Maybe this viewer is missing the point of these so-called movies, but they are just terrible. Every one of them seems little more than an unscripted story with actors not clever enough to create their own dialogue without it sounding forced and plain stupid. Woodruff seems like an interesting enough kook, but he certainly has no business making movies, at least not like this.
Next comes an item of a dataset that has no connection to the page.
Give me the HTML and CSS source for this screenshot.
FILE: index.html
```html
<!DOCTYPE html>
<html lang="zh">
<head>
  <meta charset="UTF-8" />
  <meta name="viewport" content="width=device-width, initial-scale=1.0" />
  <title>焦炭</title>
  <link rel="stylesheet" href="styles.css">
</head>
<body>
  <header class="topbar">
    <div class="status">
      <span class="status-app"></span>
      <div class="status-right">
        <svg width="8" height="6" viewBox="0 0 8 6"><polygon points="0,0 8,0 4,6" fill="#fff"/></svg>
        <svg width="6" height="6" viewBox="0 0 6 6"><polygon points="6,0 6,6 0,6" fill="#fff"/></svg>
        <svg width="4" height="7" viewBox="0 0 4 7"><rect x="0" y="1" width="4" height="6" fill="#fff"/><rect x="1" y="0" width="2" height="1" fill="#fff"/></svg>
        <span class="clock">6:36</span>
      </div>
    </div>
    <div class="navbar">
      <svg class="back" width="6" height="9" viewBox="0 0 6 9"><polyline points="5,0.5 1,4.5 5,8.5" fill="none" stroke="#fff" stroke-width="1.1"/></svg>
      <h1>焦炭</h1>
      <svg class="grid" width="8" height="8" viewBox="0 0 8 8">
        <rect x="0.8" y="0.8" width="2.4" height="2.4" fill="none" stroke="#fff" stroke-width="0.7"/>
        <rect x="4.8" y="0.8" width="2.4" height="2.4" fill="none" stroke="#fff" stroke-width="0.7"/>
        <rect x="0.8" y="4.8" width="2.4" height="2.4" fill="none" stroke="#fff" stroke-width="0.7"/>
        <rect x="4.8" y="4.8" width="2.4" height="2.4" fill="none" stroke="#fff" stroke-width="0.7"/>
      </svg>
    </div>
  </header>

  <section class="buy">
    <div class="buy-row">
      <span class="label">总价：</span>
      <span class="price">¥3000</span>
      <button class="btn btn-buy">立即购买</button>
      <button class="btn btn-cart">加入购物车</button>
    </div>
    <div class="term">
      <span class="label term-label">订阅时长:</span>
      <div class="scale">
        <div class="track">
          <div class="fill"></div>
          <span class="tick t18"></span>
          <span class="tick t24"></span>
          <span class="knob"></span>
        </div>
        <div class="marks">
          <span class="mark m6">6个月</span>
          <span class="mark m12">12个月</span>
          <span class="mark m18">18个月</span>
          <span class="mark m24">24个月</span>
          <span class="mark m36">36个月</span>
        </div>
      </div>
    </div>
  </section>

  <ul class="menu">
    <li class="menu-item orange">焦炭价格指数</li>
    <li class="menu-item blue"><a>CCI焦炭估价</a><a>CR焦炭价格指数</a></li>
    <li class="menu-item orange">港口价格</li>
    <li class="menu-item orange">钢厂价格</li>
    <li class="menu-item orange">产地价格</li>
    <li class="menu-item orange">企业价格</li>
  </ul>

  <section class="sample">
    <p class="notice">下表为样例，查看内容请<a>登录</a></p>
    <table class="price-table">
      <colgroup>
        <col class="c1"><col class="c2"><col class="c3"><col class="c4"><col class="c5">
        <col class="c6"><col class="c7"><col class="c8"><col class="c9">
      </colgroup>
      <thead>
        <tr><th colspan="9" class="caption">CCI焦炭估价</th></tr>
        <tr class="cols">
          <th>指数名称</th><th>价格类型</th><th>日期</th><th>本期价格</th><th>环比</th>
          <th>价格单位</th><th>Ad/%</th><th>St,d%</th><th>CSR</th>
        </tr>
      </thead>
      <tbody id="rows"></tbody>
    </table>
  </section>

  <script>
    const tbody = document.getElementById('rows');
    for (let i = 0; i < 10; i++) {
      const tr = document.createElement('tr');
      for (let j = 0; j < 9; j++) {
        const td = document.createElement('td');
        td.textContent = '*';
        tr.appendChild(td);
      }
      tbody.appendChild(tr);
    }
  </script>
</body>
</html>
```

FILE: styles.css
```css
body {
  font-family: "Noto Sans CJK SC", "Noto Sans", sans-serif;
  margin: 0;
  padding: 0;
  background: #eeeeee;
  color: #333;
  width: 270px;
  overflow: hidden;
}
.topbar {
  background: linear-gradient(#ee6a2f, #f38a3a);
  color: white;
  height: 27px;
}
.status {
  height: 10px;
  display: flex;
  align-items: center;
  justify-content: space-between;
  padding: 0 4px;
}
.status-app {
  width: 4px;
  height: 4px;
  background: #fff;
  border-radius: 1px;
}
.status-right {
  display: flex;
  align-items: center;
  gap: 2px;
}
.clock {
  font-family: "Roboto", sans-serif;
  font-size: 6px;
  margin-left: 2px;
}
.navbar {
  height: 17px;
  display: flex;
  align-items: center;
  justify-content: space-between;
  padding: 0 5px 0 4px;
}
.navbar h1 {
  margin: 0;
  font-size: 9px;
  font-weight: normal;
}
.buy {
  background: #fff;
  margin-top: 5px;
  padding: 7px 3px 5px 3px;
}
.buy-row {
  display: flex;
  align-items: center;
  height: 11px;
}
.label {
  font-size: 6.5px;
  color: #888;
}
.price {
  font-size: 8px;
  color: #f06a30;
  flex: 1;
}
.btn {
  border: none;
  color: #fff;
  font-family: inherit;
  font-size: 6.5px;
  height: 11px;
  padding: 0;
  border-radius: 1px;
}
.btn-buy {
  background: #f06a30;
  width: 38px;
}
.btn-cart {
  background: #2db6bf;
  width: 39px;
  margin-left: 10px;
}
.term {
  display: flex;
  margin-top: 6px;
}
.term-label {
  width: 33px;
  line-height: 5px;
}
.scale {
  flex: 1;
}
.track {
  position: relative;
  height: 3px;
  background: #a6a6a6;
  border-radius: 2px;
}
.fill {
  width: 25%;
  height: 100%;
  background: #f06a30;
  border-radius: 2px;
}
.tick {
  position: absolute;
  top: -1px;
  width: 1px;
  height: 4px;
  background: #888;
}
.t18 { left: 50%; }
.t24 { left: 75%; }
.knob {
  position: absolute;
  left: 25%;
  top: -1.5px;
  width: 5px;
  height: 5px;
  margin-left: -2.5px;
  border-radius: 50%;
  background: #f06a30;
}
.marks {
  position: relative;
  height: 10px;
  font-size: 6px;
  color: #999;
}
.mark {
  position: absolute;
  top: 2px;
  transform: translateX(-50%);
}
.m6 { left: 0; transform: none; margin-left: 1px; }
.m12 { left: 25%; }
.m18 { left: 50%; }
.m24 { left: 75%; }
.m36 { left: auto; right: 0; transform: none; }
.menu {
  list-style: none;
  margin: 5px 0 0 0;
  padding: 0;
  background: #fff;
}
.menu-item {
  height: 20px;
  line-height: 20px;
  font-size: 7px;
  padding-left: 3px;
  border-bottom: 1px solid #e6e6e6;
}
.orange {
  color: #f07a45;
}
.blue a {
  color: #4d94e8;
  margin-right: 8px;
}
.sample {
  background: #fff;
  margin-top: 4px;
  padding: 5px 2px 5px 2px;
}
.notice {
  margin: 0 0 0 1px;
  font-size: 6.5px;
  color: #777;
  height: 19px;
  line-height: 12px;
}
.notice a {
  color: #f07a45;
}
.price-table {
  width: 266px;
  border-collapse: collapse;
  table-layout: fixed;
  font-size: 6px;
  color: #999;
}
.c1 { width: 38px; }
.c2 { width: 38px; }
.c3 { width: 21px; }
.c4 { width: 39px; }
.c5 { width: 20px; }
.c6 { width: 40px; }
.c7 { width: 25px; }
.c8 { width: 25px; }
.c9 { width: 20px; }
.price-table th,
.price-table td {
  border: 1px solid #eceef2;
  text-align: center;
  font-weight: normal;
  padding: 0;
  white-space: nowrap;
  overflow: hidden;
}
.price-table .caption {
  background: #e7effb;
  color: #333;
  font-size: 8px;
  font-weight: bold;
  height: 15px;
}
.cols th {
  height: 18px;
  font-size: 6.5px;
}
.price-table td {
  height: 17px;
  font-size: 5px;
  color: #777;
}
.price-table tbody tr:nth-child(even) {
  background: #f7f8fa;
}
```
They are void of entertainment value and painful to sit through. “Spaceman” could have been something better than corn-kernel poop if it had some dialogue that didn’t sound like some junior high kids making a movie on mom and dad’s camcorder.
Again, maybe the greatness of these movies can be seen by someone with a different viewpoint, but to these senses all three movies are a complete waste of time.
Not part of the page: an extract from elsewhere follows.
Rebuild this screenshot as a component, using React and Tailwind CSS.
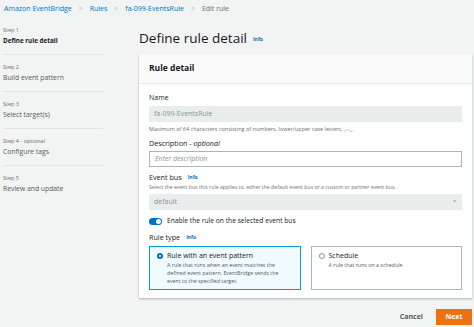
import React from "react";

const steps = [
  { step: "Step 1", title: "Define rule detail", active: true },
  { step: "Step 2", title: "Build event pattern" },
  { step: "Step 3", title: "Select target(s)" },
  { step: "Step 4 - optional", title: "Configure tags" },
  { step: "Step 5", title: "Review and update" },
];

function Info() {
  return <span className="ml-[6px] text-[5px] font-bold text-[#0073bb]">Info</span>;
}

export default function App() {
  return (
    <div
      className="w-[474px] h-[327px] overflow-hidden bg-[#f2f3f3] text-[#16191f]"
      style={{ fontFamily: "'Open Sans', 'Noto Sans', sans-serif" }}
    >
      <div className="h-[17px] flex items-center pl-[4px] pt-[1px] text-[7px] gap-[7px]">
        <span className="text-[#0073bb]">Amazon EventBridge</span>
        <span className="text-[#aab7b8]">&gt;</span>
        <span className="text-[#0073bb]">Rules</span>
        <span className="text-[#aab7b8]">&gt;</span>
        <span className="text-[#0073bb]">fa-099-EventsRule</span>
        <span className="text-[#aab7b8]">&gt;</span>
        <span className="text-[#687078]">Edit rule</span>
      </div>
      <div className="flex">
        <div className="w-[103px] pl-[3px] flex flex-col">
          {steps.map((s, i) => (
            <div
              key={s.step}
              className={`flex flex-col ${i === 0 ? "h-[38px] pt-[9px]" : "h-[37px] pt-[8px]"} ${i < 4 ? "border-b border-[#e1e4e5]" : ""}`}
            >
              <div className="text-[5.5px] leading-[9px] text-[#687078]">{s.step}</div>
              <div className={`leading-[12px] ${s.active ? "text-[6.3px] font-bold text-[#16191f]" : "text-[6.8px] text-[#545b64]"}`}>
                {s.title}
              </div>
            </div>
          ))}
        </div>
        <div className="flex-1 ml-[36px] mr-[2px]">
          <div className="h-[37px] flex items-end pb-[8px]">
            <span className="text-[13.5px] leading-[16px] text-[#16191f]">Define rule detail</span>
            <span className="ml-[6px] mb-[3px] text-[5px] font-bold text-[#0073bb]">Info</span>
          </div>
          <div className="bg-white shadow-[0_1px_2px_rgba(0,28,36,0.3)]">
            <div className="h-[30px] flex items-center px-[10px] bg-[#fafafa] border-b border-[#eaeded]">
              <span className="text-[8.5px] font-bold">Rule detail</span>
            </div>
            <div className="px-[10px] pt-[8px] pb-[8px] text-[7px]">
              <div className="leading-[11px] text-[7px]">Name</div>
              <div className="mt-[3px] h-[16px] bg-[#eaeded] flex items-center px-[5px] text-[7px] text-[#879596]">
                fa-099-EventsRule
              </div>
              <div className="mt-[3px] text-[5.5px] leading-[8px] text-[#687078]">
                Maximum of 64 characters consisting of numbers, lower/upper case letters, .,-,_.
              </div>
              <div className="mt-[5px] leading-[11px] text-[7.2px]">
                Description - <i>optional</i>
              </div>
              <div className="mt-[2px] h-[16px] border border-[#aab7b8] flex items-center px-[5px] text-[7px] italic text-[#879596]">
                Enter description
              </div>
              <div className="mt-[5px] flex items-center leading-[11px] text-[7.2px]">
                Event bus <Info />
              </div>
              <div className="text-[5.2px] leading-[8px] text-[#687078]">
                Select the event bus this rule applies to, either the default event bus or a custom or partner event bus.
              </div>
              <div className="mt-[3px] h-[16px] bg-[#eaeded] flex items-center justify-between px-[5px] text-[7px] text-[#879596]">
                <span>default</span>
                <span className="text-[5px] text-[#aab7b8]">▼</span>
              </div>
              <div className="mt-[5px] flex items-center gap-[5px] h-[12px]">
                <div className="w-[13px] h-[7px] rounded-full bg-[#0073bb] flex items-center justify-end pr-[1px]">
                  <div className="w-[5px] h-[5px] rounded-full bg-white" />
                </div>
                <span className="text-[6.7px]">Enable the rule on the selected event bus</span>
              </div>
              <div className="mt-[5px] flex items-center leading-[11px] text-[7.2px]">
                Rule type <Info />
              </div>
              <div className="mt-[3px] grid grid-cols-2 gap-[10px]">
                <div className="h-[44px] border border-[#00a1c9] bg-[#f1faff] px-[7px] pt-[4px] flex gap-[4px]">
                  <div className="mt-[2px] w-[6px] h-[6px] rounded-full border-[2px] border-[#0073bb] bg-white shrink-0" />
                  <div>
                    <div className="text-[7px] leading-[10px]">Rule with an event pattern</div>
                    <div className="text-[5.3px] leading-[8px] text-[#545b64]">
                      A rule that runs when an event matches the defined event pattern. EventBridge sends the event to the specified target.
                    </div>
                  </div>
                </div>
                <div className="h-[44px] border border-[#aab7b8] bg-white px-[7px] pt-[4px] flex gap-[4px]">
                  <div className="mt-[2px] w-[6px] h-[6px] rounded-full border border-[#879596] bg-white shrink-0" />
                  <div>
                    <div className="text-[7px] leading-[10px]">Schedule</div>
                    <div className="text-[5.3px] leading-[8px] text-[#545b64]">A rule that runs on a schedule</div>
                  </div>
                </div>
              </div>
            </div>
          </div>
          <div className="mt-[11px] flex items-center justify-end gap-[13px]">
            <span className="text-[7px] font-bold text-[#545b64]">Cancel</span>
            <div className="w-[36px] h-[16px] bg-[#ec7211] flex items-center justify-center text-[7px] font-bold text-white">
              Next
            </div>
          </div>
        </div>
      </div>
    </div>
  );
}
All three flicks have a ratio of 4:3, and they look like something you would shoot yourself on that little handheld video recorder your in-laws gave you for a wedding gift. They probably were shot on that kind of camera. The image isn’t awful, it just looks like a home movie. Colors look ok, and the image is clear enough so you can see Woodruff’s reflection often when he’s holding the camera. The audio is a mono track that plays out of both front speakers. Sounds as fine as it can with the tiny microphone on the front of those little cameras. Sometimes it’s tough to hear the dialogue and then suddenly music snaps you awake.
The only extras are some typical “Tromatic” ones seen on lots of their releases. A few trailers, the same girl wearing glasses showing and showing her tits, and a “Radiation March” clip.